Adjusting the grid of penalization levels

By default, adapense_cv() creates a grid of 50 penalization levels. The grid spans from the “largest” penalization level (i.e., the penalization level where the solution is the intercept-only model) to a multiple of 10-3 of this largest penalization level.

The number of grid points is controlled with argument nlambda=. The more grid points, the more models are explored, but computation time increases accordingly. For most applications “meaningful” change is only observed between models differing in at least one predictor.

Particularly in the lower end of the grid, the estimated models often don’t differ in the number of predictors and exhibit only marginal differences in the coefficient estimates. This may waste computational resources on exploring an area of little interest. You can adjust the lower endpoint of the automatic grid by changing the multiplier with argument lambda_min_ratio=. The ratio must be less than 1, and the closer to 1 the narrower the grid. If you need to re-focus the grid on larger values of the penalization level, you can increase the ratio, for example, to 10-1:

set.seed(1234)
fit_grid_narrow <- adapense_cv(x, y, alpha = 0.75, lambda_min_ratio = 1e-1, cv_k = 5, cv_repl = 10)

If the model at the lowest penalization level is still fairly sparse and the best model seems to be in this range, you may need to decrease the ratio, e.g., to 10-4 or even to 10-6:

set.seed(1234)
fit_grid_wide <- adapense_cv(x, y, alpha = 0.75, lambda_min_ratio = 1e-6, cv_k = 5, cv_repl = 10)
Prediction performance of models estimated on different grids of the penalization level: (a) narrow grid with `lambda_min_ratio=1e-1`, (b) wide grid with `lambda_min_ratio=1e-6`.

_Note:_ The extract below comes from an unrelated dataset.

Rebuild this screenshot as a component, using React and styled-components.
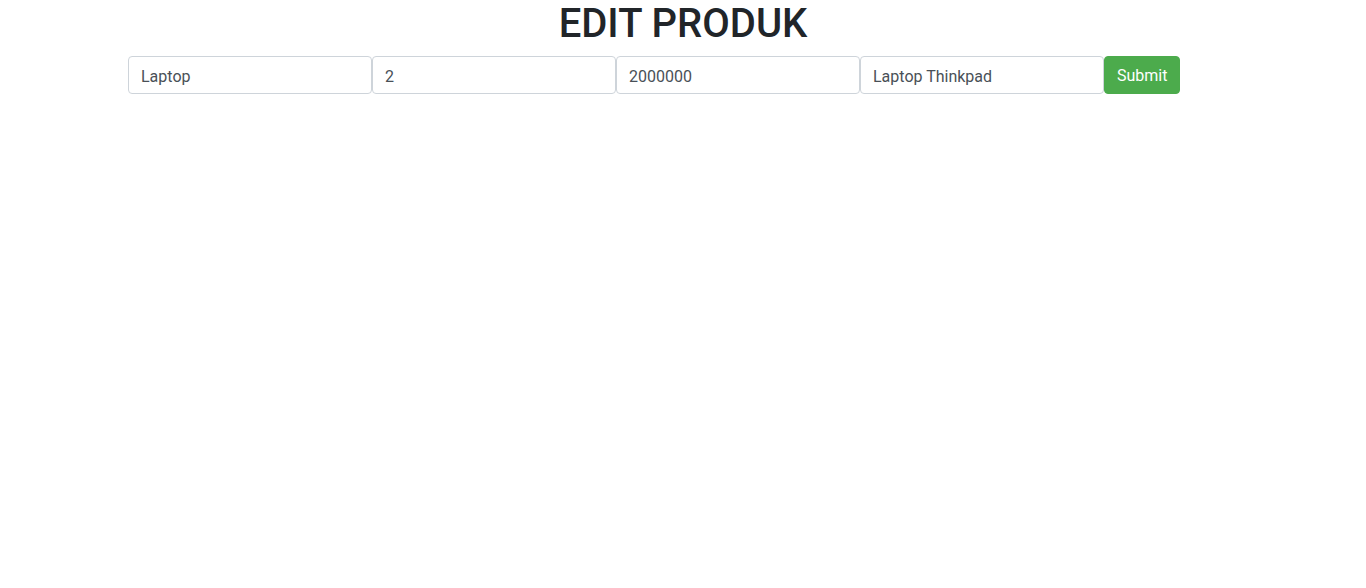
import React from "react";
import styled, { createGlobalStyle } from "styled-components";

const Global = createGlobalStyle`
  * { box-sizing: border-box; }
  body {
    margin: 0;
    background: #fff;
    font-family: Roboto, "Liberation Sans", sans-serif;
    font-size: 16px;
    line-height: 1.5;
    color: #212529;
  }
`;

const Container = styled.div`
  width: 1140px;
  margin: 0 auto;
  padding: 0 15px;
`;

const Title = styled.h1`
  margin: 0 0 8px;
  font-size: 40px;
  font-weight: 500;
  line-height: 1.2;
  text-align: center;
  color: #212529;
`;

const Form = styled.form`
  display: flex;
  align-items: center;
`;

const Input = styled.input`
  width: 244px;
  height: 38px;
  padding: 7px 12px 5px;
  font-family: inherit;
  font-size: 16px;
  line-height: 1.5;
  color: #495057;
  background: #fff;
  border: 1px solid #ced4da;
  border-radius: 4px;
  outline: none;
`;

const Button = styled.button`
  height: 38px;
  padding: 7px 12px 5px;
  font-family: inherit;
  font-size: 16px;
  line-height: 1.5;
  color: #fff;
  background: #4cab4c;
  border: 1px solid #4cab4c;
  border-radius: 4px;
  cursor: pointer;
`;

export default function App() {
  return (
    <>
      <Global />
      <Container>
        <Title>EDIT PRODUK</Title>
        <Form onSubmit={(e) => e.preventDefault()}>
          <Input defaultValue="Laptop" />
          <Input defaultValue="2" />
          <Input defaultValue="2000000" />
          <Input defaultValue="Laptop Thinkpad" />
          <Button type="submit">Submit</Button>
        </Form>
      </Container>
    </>
  );
}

Prediction performance of models estimated on different grids of the penalization level: (a) narrow grid with lambda_min_ratio=1e-1, (b) wide grid with lambda_min_ratio=1e-6.

From these plots we can see that the grid in the left plot is too narrow, as a smaller penalization level than 0.02 would likely lead to a better predictive model. On the right, however, the grid is too wide. Penalization levels less than 10-3 lead to very similar estimates with similar prediction accuracy, while the range with meaningful change seems to be covered too coarsely.

From this, we can compute adaptive PENSE estimates on a better focused grid with:

set.seed(1234)
fit_grid_focused <- adapense_cv(x, y, alpha = 0.75, lambda_min_ratio = 1e-2, cv_k = 5, cv_repl = 10)

Indeed, the plot shows that the range of interest (around the minimum) is covered by several penalization levels:

Prediction performance of models estimated over a well-focused grid of penalization levels.

Prediction performance of models estimated over a well-focused grid of penalization levels.

Manually supplying a grid of penalization levels

The function adapense_cv() and friends also allows you to specify your own grid of penalization levels via the lambda= argument.

Note that for adapense_cv() the argument lambda= applies to both the preliminary PENSE estimate and the adaptive PENSE estimate. In most cases, however, this is not what you want. A sensible grid of penalization levels for the preliminary estimate is in general quite different from a good grid of penalization levels for the adaptive estimate.

To compute adaptive PENSE estimates with separately specified manual grids for the preliminary and the adaptive PENSE estimates, you need to compute them manually via

fit_preliminary <- pense_cv(x, y, alpha = 0, cv_k = 5, cv_repl = 10, lambda = c(1e-5, 1e-4, 1e-3, 1e-2, 1e-1, 1))
exponent <- 1
penalty_loadings <- 1 / abs(coef(fit_preliminary)[-1])^exponent
fit_adaptive <- pense_cv(x, y, alpha = 0.75, cv_k = 5, cv_repl = 10, lambda = c(5e-5, 5e-4, 5e-3, 5e-2, 5e-1, 5))

The function pensem_cv() allows finer control over the grids. It supports the argument lambda=, which would use the same grid of penalization levels for the S- and M-estimates. But pensem_cv() additionally supports arguments lambda_s= and lambda_m= to manually specify separate grids for the S- and the M-estimates.